The OpenZoom Description Format was just a proof-of-concept. For real-word applications, I highly recommend using the Microsoft Deep Zoom file format as it has the widest client & tooling support, is well-documented and can be used within collections.

The Truth Is Out There

Taking this paradigm into account, we suddenly encounter a problem with multiscale images. If the original image is exploded into many little pieces, where do we store its metadata? There are different solutions to this problem. For mapping sites such as Google Maps and Yahoo Maps it is probably sufficient to just hard-code the image pyramid properties and how to access the tiles directly inside the client.

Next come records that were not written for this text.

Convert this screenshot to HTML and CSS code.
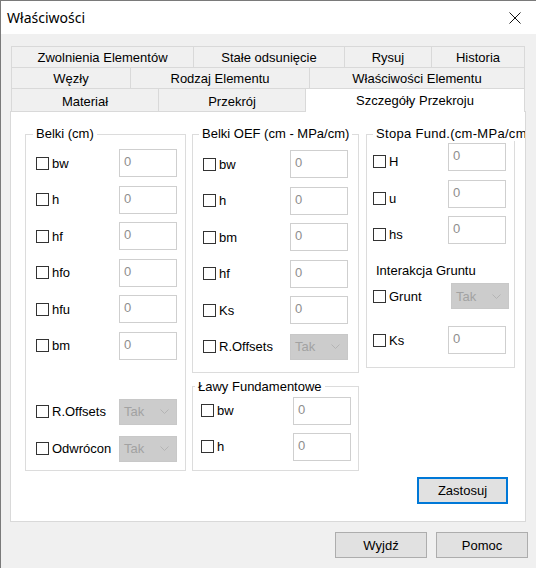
FILE: index.html
```
<!DOCTYPE html>
<html lang="pl">
<head>
<meta charset="utf-8">
<title>Właściwości</title>
<link rel="stylesheet" href="styles.css">
</head>
<body>
<div class="window">
  <div class="titlebar">
    <span class="title">Właściwości</span>
    <svg class="close" width="12" height="12" viewBox="0 0 12 12"><path d="M0.5 0.5 L11.5 11.5 M11.5 0.5 L0.5 11.5" stroke="#111" stroke-width="1" fill="none"/></svg>
  </div>

  <div class="tabs">
    <div class="tabrow r1">
      <div class="tab w182">Zwolnienia Elementów</div>
      <div class="tab w151">Stałe odsunięcie</div>
      <div class="tab w87">Rysuj</div>
      <div class="tab w94 last">Historia</div>
    </div>
    <div class="tabrow r2">
      <div class="tab w119">Węzły</div>
      <div class="tab w179">Rodzaj Elementu</div>
      <div class="tab w216 last">Właściwości Elementu</div>
    </div>
    <div class="tabrow r3">
      <div class="tab w147">Materiał</div>
      <div class="tab w147">Przekrój</div>
      <div class="tab w220 last selected">Szczegóły Przekroju</div>
    </div>
  </div>

  <div class="panel">
    <div class="groups">
      <fieldset class="group g1">
        <legend>Belki (cm)</legend>
        <div class="rows">
          <div class="row"><span class="chk"><span class="box"></span>bw</span><div class="field">0</div></div>
          <div class="row"><span class="chk"><span class="box"></span>h</span><div class="field">0</div></div>
          <div class="row"><span class="chk"><span class="box"></span>hf</span><div class="field">0</div></div>
          <div class="row"><span class="chk"><span class="box"></span>hfo</span><div class="field">0</div></div>
          <div class="row"><span class="chk"><span class="box"></span>hfu</span><div class="field">0</div></div>
          <div class="row"><span class="chk"><span class="box"></span>bm</span><div class="field">0</div></div>
        </div>
        <div class="rows combos">
          <div class="row crow"><span class="chk"><span class="box"></span>R.Offsets</span><div class="combo"><span>Tak</span><svg width="9" height="5" viewBox="0 0 9 5"><path d="M0.5 0.5 L4.5 4.5 L8.5 0.5" stroke="#b4b4b4" fill="none"/></svg></div></div>
          <div class="row crow"><span class="chk"><span class="box"></span>Odwrócon</span><div class="combo"><span>Tak</span><svg width="9" height="5" viewBox="0 0 9 5"><path d="M0.5 0.5 L4.5 4.5 L8.5 0.5" stroke="#b4b4b4" fill="none"/></svg></div></div>
        </div>
      </fieldset>

      <div class="col2">
        <fieldset class="group g2">
          <legend>Belki OEF (cm - MPa/cm)</legend>
          <div class="rows">
            <div class="row"><span class="chk"><span class="box"></span>bw</span><div class="field">0</div></div>
            <div class="row"><span class="chk"><span class="box"></span>h</span><div class="field">0</div></div>
            <div class="row"><span class="chk"><span class="box"></span>bm</span><div class="field">0</div></div>
            <div class="row"><span class="chk"><span class="box"></span>hf</span><div class="field">0</div></div>
            <div class="row"><span class="chk"><span class="box"></span>Ks</span><div class="field">0</div></div>
            <div class="row"><span class="chk"><span class="box"></span>R.Offsets</span><div class="combo"><span>Tak</span><svg width="9" height="5" viewBox="0 0 9 5"><path d="M0.5 0.5 L4.5 4.5 L8.5 0.5" stroke="#b4b4b4" fill="none"/></svg></div></div>
          </div>
        </fieldset>
        <fieldset class="group g4">
          <legend>Ławy Fundamentowe</legend>
          <div class="rows">
            <div class="row"><span class="chk"><span class="box"></span>bw</span><div class="field">0</div></div>
            <div class="row"><span class="chk"><span class="box"></span>h</span><div class="field">0</div></div>
          </div>
        </fieldset>
      </div>

      <fieldset class="group g3">
        <legend>Stopa Fund.(cm-MPa/cm)</legend>
        <div class="rows">
          <div class="row low"><span class="chk"><span class="box"></span>H</span><div class="field">0</div></div>
          <div class="row low"><span class="chk"><span class="box"></span>u</span><div class="field">0</div></div>
          <div class="row low"><span class="chk"><span class="box"></span>hs</span><div class="field">0</div></div>
        </div>
        <div class="subtitle">Interakcja Gruntu</div>
        <div class="row crow grunt"><span class="chk"><span class="box"></span>Grunt</span><div class="combo"><span>Tak</span><svg width="9" height="5" viewBox="0 0 9 5"><path d="M0.5 0.5 L4.5 4.5 L8.5 0.5" stroke="#b4b4b4" fill="none"/></svg></div></div>
        <div class="row ks"><span class="chk"><span class="box"></span>Ks</span><div class="field">0</div></div>
      </fieldset>
    </div>

    <div class="apply-row">
      <button class="btn apply">Zastosuj</button>
    </div>
  </div>

  <div class="footer">
    <button class="btn foot">Wyjdź</button>
    <button class="btn foot">Pomoc</button>
  </div>
</div>
</body>
</html>
```

FILE: styles.css
```
* { box-sizing: border-box; }

body {
  margin: 0;
  font-family: "Liberation Sans", Arial, sans-serif;
  font-size: 13px;
  color: #000;
  background: #f0f0f0;
}

.window {
  width: 536px;
  height: 568px;
  background: #f0f0f0;
  border-left: 1px solid #7a7a7a;
  border-top: 1px solid #7a7a7a;
  display: flex;
  flex-direction: column;
  overflow: hidden;
}

.titlebar {
  height: 33px;
  flex: none;
  background: #fff;
  display: flex;
  align-items: center;
  justify-content: space-between;
  padding: 0 15px 0 6px;
}

.title {
  font-family: "Noto Sans", "Open Sans", sans-serif;
  font-size: 14px;
  color: #000;
}

.close { display: block; }

/* Tabs */
.tabs {
  margin: 12px 0 0 10px;
  width: 514px;
  flex: none;
}

.tabrow {
  display: flex;
}

.tabrow.r1, .tabrow.r2 { height: 21px; }
.tabrow.r3 { height: 23px; }

.tab {
  background: #f0f0f0;
  border-top: 1px solid #d9d9d9;
  border-left: 1px solid #d9d9d9;
  display: flex;
  align-items: center;
  justify-content: center;
  white-space: nowrap;
  flex: none;
  height: 100%;
}

.tab.last { border-right: 1px solid #d9d9d9; }

.r3 .tab { padding-top: 3px; }

.tab.selected {
  background: #fff;
  height: 24px;
  padding-top: 0;
  position: relative;
  z-index: 2;
}

.w182 { width: 182px; }
.w151 { width: 151px; }
.w87 { width: 87px; }
.w94 { width: 94px; }
.w119 { width: 119px; }
.w179 { width: 179px; }
.w216 { width: 216px; }
.w147 { width: 147px; }
.w220 { width: 220px; }

/* Panel */
.panel {
  margin-left: 9px;
  width: 516px;
  height: 411px;
  flex: none;
  background: #fff;
  border: 1px solid #d9d9d9;
  overflow: hidden;
  display: flex;
  flex-direction: column;
  position: relative;
  z-index: 1;
}

.groups {
  display: flex;
  align-items: flex-start;
  padding: 15px 0 0 14px;
}

.group {
  margin: 0;
  padding: 0;
  border: 1px solid #dcdcdc;
  min-width: 0;
}

.group legend {
  font-size: 13px;
  line-height: 14px;
  padding: 0 3px;
  white-space: nowrap;
  background: #fff;
}

.rows {
  display: flex;
  flex-direction: column;
}

.row {
  display: flex;
  align-items: center;
  height: 28px;
  flex: none;
}

.chk {
  display: flex;
  align-items: center;
  gap: 3px;
  flex: none;
  white-space: nowrap;
}

.box {
  width: 13px;
  height: 13px;
  border: 1px solid #333;
  background: #fff;
  flex: none;
}

.field {
  width: 58px;
  height: 28px;
  border: 1px solid #cfcfcf;
  background: #fff;
  color: #8e8e8e;
  line-height: 15px;
  padding: 4px 0 0 4px;
  flex: none;
}

.combo {
  width: 58px;
  height: 26px;
  background: #cccccc;
  border: 1px solid #c8c8c8;
  color: #a2a2a2;
  display: flex;
  align-items: center;
  justify-content: space-between;
  padding: 0 7px 0 4px;
  flex: none;
}

.combo svg { display: block; }

/* Group 1 */
.g1 { width: 161px; }
.g1 legend { margin-left: 7px; }
.g1 .rows { padding: 8px 0 0 10px; gap: 8.6px; }
.g1 .chk { width: 83px; }
.g1 .combos { padding: 39px 0 8px 10px; gap: 11px; }
.g1 .crow { height: 26px; }

/* Column 2 */
.col2 {
  margin-left: 6px;
  width: 167px;
  display: flex;
  flex-direction: column;
}

.g2 legend { margin-left: 6px; }
.g2 .rows { padding: 9px 0 11px 10px; gap: 8.6px; }
.g2 .chk { width: 87px; }

.g4 { margin-top: 7px; }
.g4 legend { margin-left: 2px; }
.g4 .rows { padding: 3px 0 9px 8px; gap: 8px; }
.g4 .chk { width: 92px; }

/* Group 3 */
.g3 {
  margin-left: 7px;
  width: 149px;
  padding: 0 0 13px 6px;
}
.g3 legend { margin-left: 0; letter-spacing: 0.3px; }
.g3 .rows { padding-top: 2px; gap: 8.5px; }
.g3 .chk { width: 75px; }
.g3 .low .chk { padding-top: 9px; }

.subtitle {
  margin-top: 18.5px;
  line-height: 15px;
  padding-left: 3px;
}

.g3 .grunt {
  height: 26px;
  margin-top: 5.5px;
}
.g3 .grunt .combo { margin-left: 3px; }
.g3 .ks { margin-top: 17px; }

/* Buttons */
.btn {
  font-family: "Liberation Sans", Arial, sans-serif;
  font-size: 13px;
  color: #000;
  background: #e1e1e1;
  border: 1px solid #adadad;
  padding: 0;
  margin: 0;
}

.apply-row {
  display: flex;
  justify-content: flex-end;
  padding: 6px 17px 0 0;
}

.apply {
  width: 91px;
  height: 27px;
  border: 2px solid #0078d7;
}

.footer {
  display: flex;
  justify-content: flex-end;
  gap: 9px;
  padding-right: 8px;
  margin-top: 10px;
}

.foot {
  width: 92px;
  height: 26px;
}
```
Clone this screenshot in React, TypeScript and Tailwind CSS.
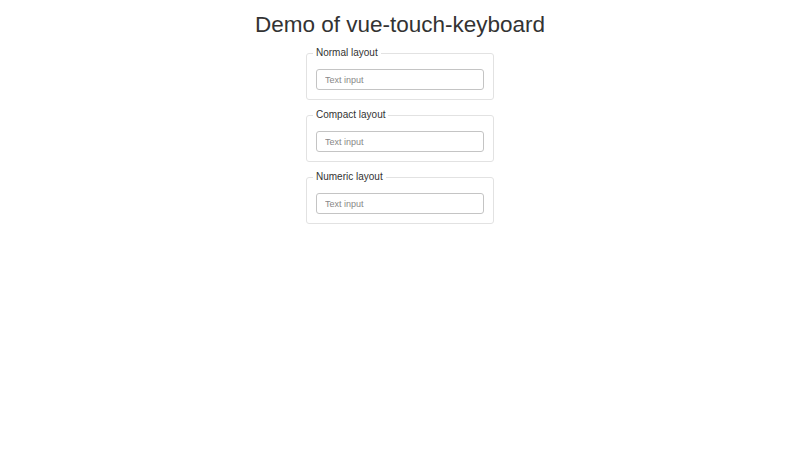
export default function App() {
  const sections = ["Normal layout", "Compact layout", "Numeric layout"];
  return (
    <div className="w-[800px] h-[450px] bg-white text-[#333]" style={{ fontFamily: '"Liberation Sans", Arial, sans-serif' }}>
      <h1 className="text-center text-[22.5px] leading-[28px] pt-[11px]">Demo of vue-touch-keyboard</h1>
      <div className="flex flex-col items-center gap-[9px] mt-[8px]">
        {sections.map((s) => (
          <fieldset key={s} className="w-[188px] border border-[#e2e2e2] rounded-[3px] px-[9px] pt-[10px] pb-[9px]">
            <legend className="-ml-[3px] px-[3px] text-[10px] leading-[12px]">{s}</legend>
            <input
              type="text"
              placeholder="Text input"
              className="block w-[168px] h-[21px] border border-[#c4c4c4] rounded-[3px] px-[8px] text-[9px] placeholder:text-[#888] outline-none"
            />
          </fieldset>
        ))}
      </div>
    </div>
  );
}
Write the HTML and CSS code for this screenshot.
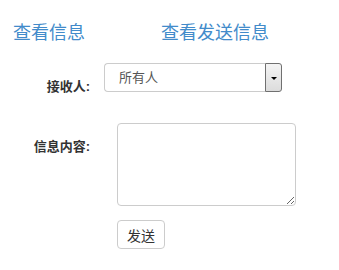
FILE: index.html
```html
<!DOCTYPE html>
<html lang="zh">
<head>
<meta charset="utf-8">
<title>信息</title>
<link rel="stylesheet" href="styles.css">
</head>
<body>
<div class="page">
  <nav class="tabs">
    <a class="tab" href="#">查看信息</a>
    <a class="tab" href="#">查看发送信息</a>
  </nav>
  <form class="form">
    <div class="row">
      <label class="label" for="to">接收人:</label>
      <div class="select-wrap">
        <select id="to" class="select">
          <option>所有人</option>
        </select>
        <span class="arrow"><span class="tri"></span></span>
      </div>
    </div>
    <div class="row row-gap">
      <label class="label" for="msg">信息内容:</label>
      <textarea id="msg" class="textarea"></textarea>
    </div>
    <div class="row row-btn">
      <span class="label"></span>
      <button type="button" class="btn">发送</button>
    </div>
  </form>
</div>
</body>
</html>
```
FILE: styles.css
```css
html, body {
  margin: 0;
  padding: 0;
  background: #fff;
}
body {
  font-family: "Liberation Sans", "Noto Sans CJK SC", sans-serif;
  color: #333;
}
.page {
  padding: 22px 0 0 13px;
}
.tabs {
  display: flex;
  gap: 76px;
}
.tab {
  font-size: 18px;
  line-height: 22px;
  color: #428bca;
  text-decoration: none;
}
.form {
  margin-top: 19px;
  margin-left: -13px;
}
.row {
  display: flex;
  align-items: flex-start;
}
.row-gap {
  margin-top: 28px;
}
.row-btn {
  margin-top: 14px;
}
.label {
  width: 90px;
  flex: none;
  text-align: right;
  font-size: 13px;
  font-weight: bold;
  line-height: 16px;
  padding-top: 16px;
  color: #333;
}
.row-btn .label {
  padding-top: 0;
}
.select-wrap {
  margin-left: 14px;
  display: flex;
  width: 178px;
  height: 29px;
}
.select {
  appearance: none;
  -webkit-appearance: none;
  flex: 1;
  min-width: 0;
  height: 29px;
  box-sizing: border-box;
  border: 1px solid #ccc;
  border-right: none;
  border-radius: 4px 0 0 4px;
  background: #fff;
  padding: 0 0 0 14px;
  font-family: inherit;
  font-size: 13px;
  color: #555;
  outline: none;
}
.arrow {
  width: 17px;
  height: 29px;
  box-sizing: border-box;
  border: 1px solid #707070;
  border-radius: 0 3px 3px 0;
  background: linear-gradient(#f4f4f4, #dcdcdc);
  display: flex;
  align-items: center;
  justify-content: center;
}
.tri {
  width: 0;
  height: 0;
  border-left: 3px solid transparent;
  border-right: 3px solid transparent;
  border-top: 3px solid #000;
  margin-top: 1px;
}
.textarea {
  margin-left: 27px;
  width: 179px;
  height: 83px;
  box-sizing: border-box;
  border: 1px solid #ccc;
  border-radius: 4px;
  padding: 4px 6px;
  font-family: inherit;
  font-size: 13px;
  color: #555;
  resize: both;
  outline: none;
}
.btn {
  margin-left: 27px;
  width: 48px;
  height: 29px;
  box-sizing: border-box;
  border: 1px solid #ccc;
  border-radius: 4px;
  background: #fff;
  font-family: inherit;
  font-size: 14px;
  color: #333;
  padding: 0;
}
```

However, for general multiscale image viewing technologies such as Zoomify, Deep Zoom or OpenZoom this is not an option since we don’t know the properties of the images until run-time. Again, there’s a simple and elegant solution to for this: XML description files that carry the image metadata.

Rumble In the Jungle

In the following section I will first quickly present you the two dominant multiscale image description formats out there: Zoomify and Microsoft Deep Zoom. After that, I will introduce you to a new description format I designed called OpenZoom description format.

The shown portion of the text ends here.